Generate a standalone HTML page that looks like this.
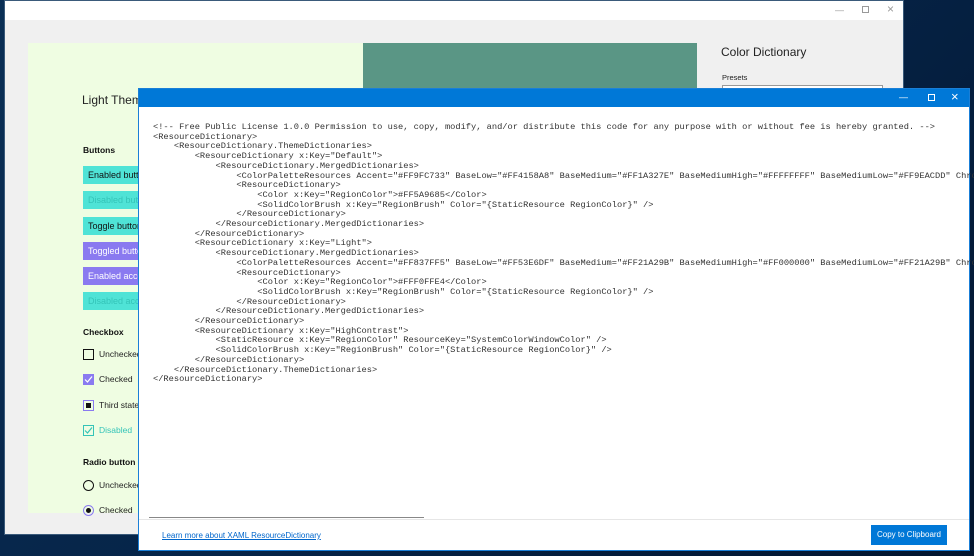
<!DOCTYPE html>
<html><head><meta charset="utf-8"><style>
*{margin:0;padding:0;box-sizing:border-box}
body{width:974px;height:556px;overflow:hidden;background:linear-gradient(135deg,#0a2f55 0%,#062448 50%,#03152e 100%);font-family:"Liberation Sans",sans-serif;position:relative}
.abs{position:absolute}
#back{left:4px;top:0;width:900px;height:535px;background:#f0f0f0;border:1px solid #3a5a7a}
#backtitle{left:0;top:0;width:100%;height:19px;background:#fff}
#green{left:23px;top:42px;width:335px;height:470px;background:#effde2}
#teal{left:358px;top:42px;width:334px;height:230px;background:#5a9685}
.btn{position:absolute;left:78px;width:70px;height:18px;font-size:9px;line-height:18px;padding-left:5px;color:#111;white-space:nowrap;overflow:hidden}
.t{background:#4fe3d6}.p{background:#8a7af0;color:#fff}.d{color:#34c4b8}
.lbl{position:absolute;left:78px;font-size:8.5px;color:#111;font-weight:bold}
.cb{position:absolute;left:78px;font-size:8.5px;color:#222;white-space:nowrap}
.box{display:inline-block;width:11px;height:11px;border:1.5px solid #111;vertical-align:middle;margin-right:5px;position:relative}
.box svg{position:absolute;left:0;top:0}
#front{left:138px;top:88px;width:832px;height:463px;background:#fff;border:1px solid #1a7fd7}
#ftitle{left:0;top:0;width:100%;height:18px;background:#0078d7}
pre{position:absolute;left:14px;top:34px;font-family:"Liberation Mono",monospace;font-size:8.7px;line-height:9.7px;color:#333;white-space:pre}
</style></head><body>
<div id="back" class="abs">
 <div id="backtitle" class="abs"></div>
 <div class="abs" style="left:830px;top:4px;font-size:9px;color:#999">—</div>
 <div class="abs" style="left:857px;top:5px;width:7px;height:7px;border:1px solid #999"></div>
 <div class="abs" style="left:882px;top:1px;font-size:12px;color:#999">×</div>
 <div id="green" class="abs"></div>
 <div id="teal" class="abs"></div>
 <div class="abs" style="left:716px;top:44px;font-size:12px;color:#222">Color Dictionary</div>
 <div class="abs" style="left:717px;top:72px;font-size:7.5px;color:#222">Presets</div>
 <div class="abs" style="left:717px;top:84px;width:161px;height:10px;border:1px solid #999;background:#fff"></div>
 <div class="abs" style="left:77px;top:92px;font-size:12px;color:#222">Light Theme</div>
 <div class="lbl" style="top:144px">Buttons</div>
 <div class="btn t" style="top:165px">Enabled button</div>
 <div class="btn t d" style="top:190px">Disabled button</div>
 <div class="btn t" style="top:216px">Toggle button</div>
 <div class="btn p" style="top:241px">Toggled button</div>
 <div class="btn p" style="top:266px">Enabled accent</div>
 <div class="btn t d" style="top:291px">Disabled accent</div>
 <div class="lbl" style="top:326px">Checkbox</div>
 <div class="cb" style="top:348px"><span class="box"></span>Unchecked</div>
 <div class="cb" style="top:373px"><span class="box" style="background:#8a7af0;border-color:#8a7af0"><svg width="9" height="9" viewBox="0 0 9 9"><path d="M1 4.5 L3.5 7 L8 1.5" stroke="#fff" stroke-width="1.2" fill="none"/></svg></span>Checked</div>
 <div class="cb" style="top:399px"><span class="box" style="border-color:#8a7af0"><span style="position:absolute;left:2px;top:2px;width:5px;height:5px;background:#111"></span></span>Third state</div>
 <div class="cb" style="top:424px;color:#34c4b8"><span class="box" style="border-color:#34c4b8"><svg width="9" height="9" viewBox="0 0 9 9"><path d="M1 4.5 L3.5 7 L8 1.5" stroke="#34c4b8" stroke-width="1.2" fill="none"/></svg></span>Disabled</div>
 <div class="lbl" style="top:456px">Radio button</div>
 <div class="cb" style="top:479px"><span class="box" style="border-radius:50%"></span>Unchecked</div>
 <div class="cb" style="top:504px"><span class="box" style="border-radius:50%;border-color:#8a7af0"><span style="position:absolute;left:2px;top:2px;width:5px;height:5px;border-radius:50%;background:#111"></span></span>Checked</div>
</div>
<div id="front" class="abs">
 <div id="ftitle" class="abs"></div>
 <div class="abs" style="left:760px;top:3px;font-size:9px;color:#fff">—</div>
 <div class="abs" style="left:789px;top:5px;width:7px;height:7px;border:1px solid #fff"></div>
 <div class="abs" style="left:812px;top:0px;font-size:13px;color:#fff">×</div>
<pre>&lt;!-- Free Public License 1.0.0 Permission to use, copy, modify, and/or distribute this code for any purpose with or without fee is hereby granted. --&gt;
&lt;ResourceDictionary&gt;
    &lt;ResourceDictionary.ThemeDictionaries&gt;
        &lt;ResourceDictionary x:Key="Default"&gt;
            &lt;ResourceDictionary.MergedDictionaries&gt;
                &lt;ColorPaletteResources Accent="#FF9FC733" BaseLow="#FF4158A8" BaseMedium="#FF1A327E" BaseMediumHigh="#FFFFFFFF" BaseMediumLow="#FF9EACDD" Chro
                &lt;ResourceDictionary&gt;
                    &lt;Color x:Key="RegionColor"&gt;#FF5A9685&lt;/Color&gt;
                    &lt;SolidColorBrush x:Key="RegionBrush" Color="{StaticResource RegionColor}" /&gt;
                &lt;/ResourceDictionary&gt;
            &lt;/ResourceDictionary.MergedDictionaries&gt;
        &lt;/ResourceDictionary&gt;
        &lt;ResourceDictionary x:Key="Light"&gt;
            &lt;ResourceDictionary.MergedDictionaries&gt;
                &lt;ColorPaletteResources Accent="#FF837FF5" BaseLow="#FF53E6DF" BaseMedium="#FF21A29B" BaseMediumHigh="#FF000000" BaseMediumLow="#FF21A29B" Chro
                &lt;ResourceDictionary&gt;
                    &lt;Color x:Key="RegionColor"&gt;#FFF0FFE4&lt;/Color&gt;
                    &lt;SolidColorBrush x:Key="RegionBrush" Color="{StaticResource RegionColor}" /&gt;
                &lt;/ResourceDictionary&gt;
            &lt;/ResourceDictionary.MergedDictionaries&gt;
        &lt;/ResourceDictionary&gt;
        &lt;ResourceDictionary x:Key="HighContrast"&gt;
            &lt;StaticResource x:Key="RegionColor" ResourceKey="SystemColorWindowColor" /&gt;
            &lt;SolidColorBrush x:Key="RegionBrush" Color="{StaticResource RegionColor}" /&gt;
        &lt;/ResourceDictionary&gt;
    &lt;/ResourceDictionary.ThemeDictionaries&gt;
&lt;/ResourceDictionary&gt;</pre>
 <div class="abs" style="left:10px;top:428px;width:275px;height:1px;background:#888"></div>
 <div class="abs" style="left:0;top:430px;width:100%;height:1px;background:#e6e6e6"></div>
 <div class="abs" style="left:23px;top:442px;font-size:8px;color:#0066cc;text-decoration:underline">Learn more about XAML ResourceDictionary</div>
 <div class="abs" style="left:732px;top:436px;width:76px;height:20px;background:#0078d7;color:#fff;font-size:8px;line-height:20px;text-align:center">Copy to Clipboard</div>
</div>
</body></html>
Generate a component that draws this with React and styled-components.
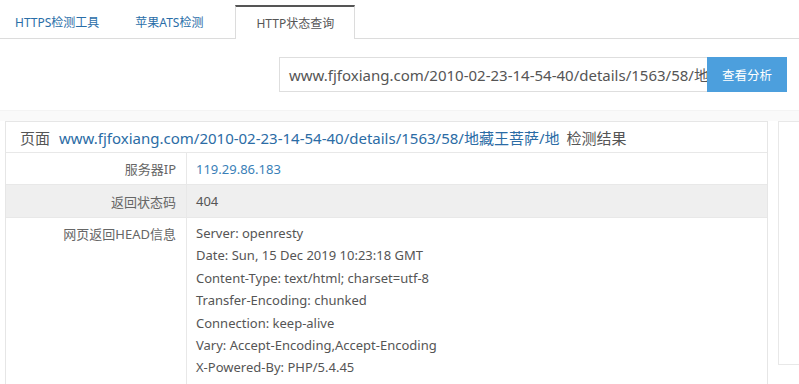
import React from "react";
import styled, { createGlobalStyle } from "styled-components";

const Global = createGlobalStyle`
  html, body { margin: 0; padding: 0; background: #fff; overflow: hidden; }
  body { font-family: "Noto Sans", "Noto Sans CJK SC", sans-serif; color: #555; }
`;

const Page = styled.div`
  width: 799px;
  height: 384px;
  overflow: hidden;
`;

const TabBar = styled.div`
  display: flex;
  align-items: flex-end;
  height: 39px;
  box-sizing: border-box;
  border-bottom: 1px solid #dcdcdc;
`;

const Tab = styled.div`
  height: ${(p) => (p.$active ? "34px" : "33px")};
  box-sizing: border-box;
  display: flex;
  align-items: center;
  padding: 0 ${(p) => p.$pad || 19}px;
  margin-right: ${(p) => p.$mr || 0}px;
  font-size: 12px;
  color: ${(p) => (p.$active ? "#555" : "#2a6ea8")};
  background: #fff;
  margin-bottom: ${(p) => (p.$active ? "-1px" : "0")};
  border: ${(p) => (p.$active ? "1px solid #dcdcdc" : "none")};
  border-top: ${(p) => (p.$active ? "2px solid #555" : "none")};
  border-bottom: none;
`;

const SearchRow = styled.div`
  display: flex;
  justify-content: flex-end;
  padding: 18px 12px 0 0;
  height: 71px;
  box-sizing: border-box;
`;

const Input = styled.div`
  width: 428px;
  height: 35px;
  box-sizing: border-box;
  border: 1px solid #dedede;
  border-right: none;
  padding-left: 9px;
  display: flex;
  align-items: center;
  font-size: 15px;
  color: #555;
  white-space: nowrap;
  overflow: hidden;
`;

const Button = styled.div`
  width: 80px;
  height: 35px;
  background: #4c9fdd;
  color: #fff;
  font-size: 12.5px;
  display: flex;
  align-items: center;
  justify-content: center;
`;

const Content = styled.div`
  display: flex;
  gap: 10px;
  padding: 10px 0 0 5px;
  border-top: 1px solid #f4f4f4;
  background: linear-gradient(#fafafa, #fafafa 10px, #fff 10px);
`;

const Panel = styled.div`
  width: 763px;
  flex-shrink: 0;
  box-sizing: border-box;
  border: 1px solid #e6e6e6;
  border-bottom: none;
  background: #fff;
`;

const Side = styled.div`
  width: 40px;
  flex-shrink: 0;
  height: 244px;
  box-sizing: border-box;
  border: 1px solid #e8e8e8;
  background: #fff;
`;

const Header = styled.div`
  height: 31px;
  box-sizing: border-box;
  border-bottom: 1px solid #e8e8e8;
  display: flex;
  align-items: center;
  padding-left: 14px;
  font-size: 15px;
  color: #555;
  white-space: nowrap;
`;

const Link = styled.span`
  color: #2b6ca5;
  margin: 0 7px 0 9px;
`;

const Row = styled.div`
  display: flex;
  min-height: ${(p) => p.$h || 31}px;
  background: ${(p) => (p.$alt ? "#efefef" : "#fff")};
  border-bottom: 1px solid ${(p) => (p.$last ? "transparent" : "#e8e8e8")};
  font-size: 13px;
`;

const Label = styled.div`
  width: 181px;
  flex-shrink: 0;
  box-sizing: border-box;
  border-right: 1px solid #e8e8e8;
  padding: ${(p) => (p.$top ? "6px" : "0")} 10px 0 0;
  display: flex;
  align-items: ${(p) => (p.$top ? "flex-start" : "center")};
  justify-content: flex-end;
  color: #666;
`;

const Value = styled.div`
  padding-left: 9px;
  display: flex;
  align-items: center;
  color: ${(p) => p.$color || "#555"};
`;

const HeadList = styled.div`
  padding: 4px 0 0 9px;
  line-height: 22.4px;
  color: #555;
`;

const headLines = [
  "Server: openresty",
  "Date: Sun, 15 Dec 2019 10:23:18 GMT",
  "Content-Type: text/html; charset=utf-8",
  "Transfer-Encoding: chunked",
  "Connection: keep-alive",
  "Vary: Accept-Encoding,Accept-Encoding",
  "X-Powered-By: PHP/5.4.45",
];

export default function App() {
  const url = "www.fjfoxiang.com/2010-02-23-14-54-40/details/1563/58/地藏王菩萨/地";
  return (
    <Page>
      <Global />
      <TabBar>
        <Tab $pad={15}>HTTPS检测工具</Tab>
        <Tab $pad={21} $mr={11}>苹果ATS检测</Tab>
        <Tab $active $pad={20}>HTTP状态查询</Tab>
      </TabBar>
      <SearchRow>
        <Input>{url}</Input>
        <Button>查看分析</Button>
      </SearchRow>
      <Content>
        <Panel>
          <Header>
            页面<Link>{url}</Link>检测结果
          </Header>
          <Row>
            <Label>服务器IP</Label>
            <Value $color="#3a7fb8">119.29.86.183</Value>
          </Row>
          <Row $alt $h={32}>
            <Label>返回状态码</Label>
            <Value>404</Value>
          </Row>
          <Row $last $h={170}>
            <Label $top>网页返回HEAD信息</Label>
            <HeadList>
              {headLines.map((l) => (
                <div key={l}>{l}</div>
              ))}
            </HeadList>
          </Row>
        </Panel>
        <Side />
      </Content>
    </Page>
  );
}
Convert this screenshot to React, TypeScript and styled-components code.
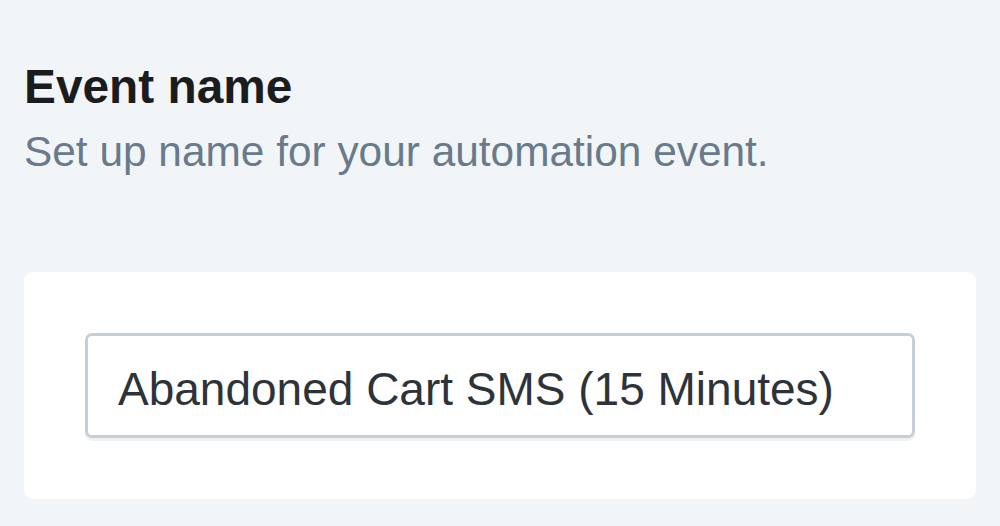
import React from "react";
import styled, { createGlobalStyle } from "styled-components";

const Global = createGlobalStyle`
  html, body { margin: 0; padding: 0; background: #f2f5f8; }
  body { font-family: "Liberation Sans", Arial, Helvetica, sans-serif; }
`;

const Page = styled.div`
  width: 1000px;
  height: 526px;
  box-sizing: border-box;
  padding: 60px 24px 0 24px;
  background: #f2f5f8;
  display: flex;
  flex-direction: column;
  overflow: hidden;
`;

const Title = styled.h2`
  margin: 0;
  font-size: 47.8px;
  line-height: 54px;
  font-weight: 700;
  color: #1b1c1d;
`;

const Subtitle = styled.p`
  margin: 14px 0 0 0;
  font-size: 42.4px;
  line-height: 48px;
  color: #687a8b;
`;

const Card = styled.div`
  margin-top: 96px;
  background: #ffffff;
  border-radius: 9px;
  padding: 61px;
`;

const TextInput = styled.input`
  display: block;
  width: 100%;
  height: 105px;
  box-sizing: border-box;
  border: 3px solid #c6cfd8;
  border-radius: 7px;
  padding: 7px 30px 0 30px;
  font-family: "Liberation Sans", Arial, Helvetica, sans-serif;
  font-size: 46px;
  color: #2e3339;
  background: #ffffff;
  box-shadow: 0 3px 0 rgba(20, 30, 40, 0.06);
  outline: none;
`;

export default function App() {
  return (
    <>
      <Global />
      <Page>
        <Title>Event name</Title>
        <Subtitle>Set up name for your automation event.</Subtitle>
        <Card>
          <TextInput readOnly value="Abandoned Cart SMS (15 Minutes)" />
        </Card>
      </Page>
    </>
  );
}
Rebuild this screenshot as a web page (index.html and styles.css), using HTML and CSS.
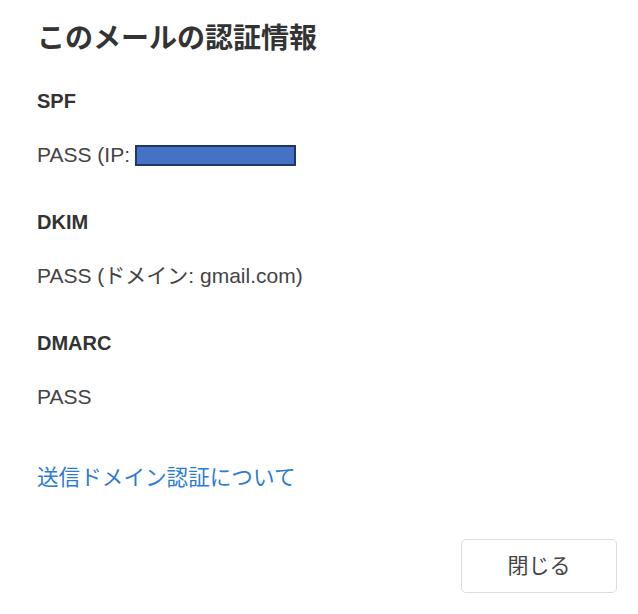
FILE: index.html
```html
<!DOCTYPE html>
<html lang="ja">
<head>
<meta charset="utf-8">
<title>このメールの認証情報</title>
<link rel="stylesheet" href="styles.css">
</head>
<body>
<div class="dialog">
  <h1 class="title">このメールの認証情報</h1>
  <section class="section">
    <div class="label">SPF</div>
    <div class="value value-ip"><span>PASS (IP:</span><span class="redact"></span></div>
  </section>
  <section class="section">
    <div class="label">DKIM</div>
    <div class="value">PASS (ドメイン: gmail.com)</div>
  </section>
  <section class="section">
    <div class="label">DMARC</div>
    <div class="value">PASS</div>
  </section>
  <a class="link" href="#">送信ドメイン認証について</a>
  <div class="footer">
    <button class="close" type="button">閉じる</button>
  </div>
</div>
</body>
</html>
```

FILE: styles.css
```css
html, body {
  margin: 0;
  padding: 0;
  background: #ffffff;
}
body {
  font-family: "Liberation Sans", "Noto Sans CJK JP", sans-serif;
  color: #333333;
}
.dialog {
  padding: 19px 21px 0 37px;
  display: flex;
  flex-direction: column;
}
.title {
  margin: 0 0 27px 0;
  font-size: 28px;
  line-height: 40px;
  font-weight: bold;
  color: #333333;
}
.section {
  margin-bottom: 37px;
}
.section:last-of-type {
  margin-bottom: 51px;
}
.label {
  font-size: 20px;
  line-height: 30px;
  font-weight: bold;
  color: #333333;
  margin-bottom: 24px;
}
.value {
  font-size: 21px;
  line-height: 30px;
  color: #444444;
}
.value-ip {
  display: flex;
  align-items: center;
  gap: 5px;
}
.redact {
  display: block;
  width: 157px;
  height: 17px;
  background: #4472c4;
  border: 2px solid #1f3864;
  margin-top: 1px;
}
.link {
  font-size: 21.6px;
  line-height: 30px;
  color: #2b7bd6;
  text-decoration: none;
  align-self: flex-start;
}
.footer {
  display: flex;
  justify-content: flex-end;
  margin-top: 46px;
}
.close {
  width: 156px;
  height: 54px;
  padding: 0 0 4px 0;
  background: #ffffff;
  border: 1px solid #dddddd;
  border-radius: 5px;
  font-family: "Liberation Sans", "Noto Sans CJK JP", sans-serif;
  font-size: 21px;
  color: #444444;
}
```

Task instructions:
Go over the records above line by line and count those holding the word "React". Reply only with the number.

Complete response:
4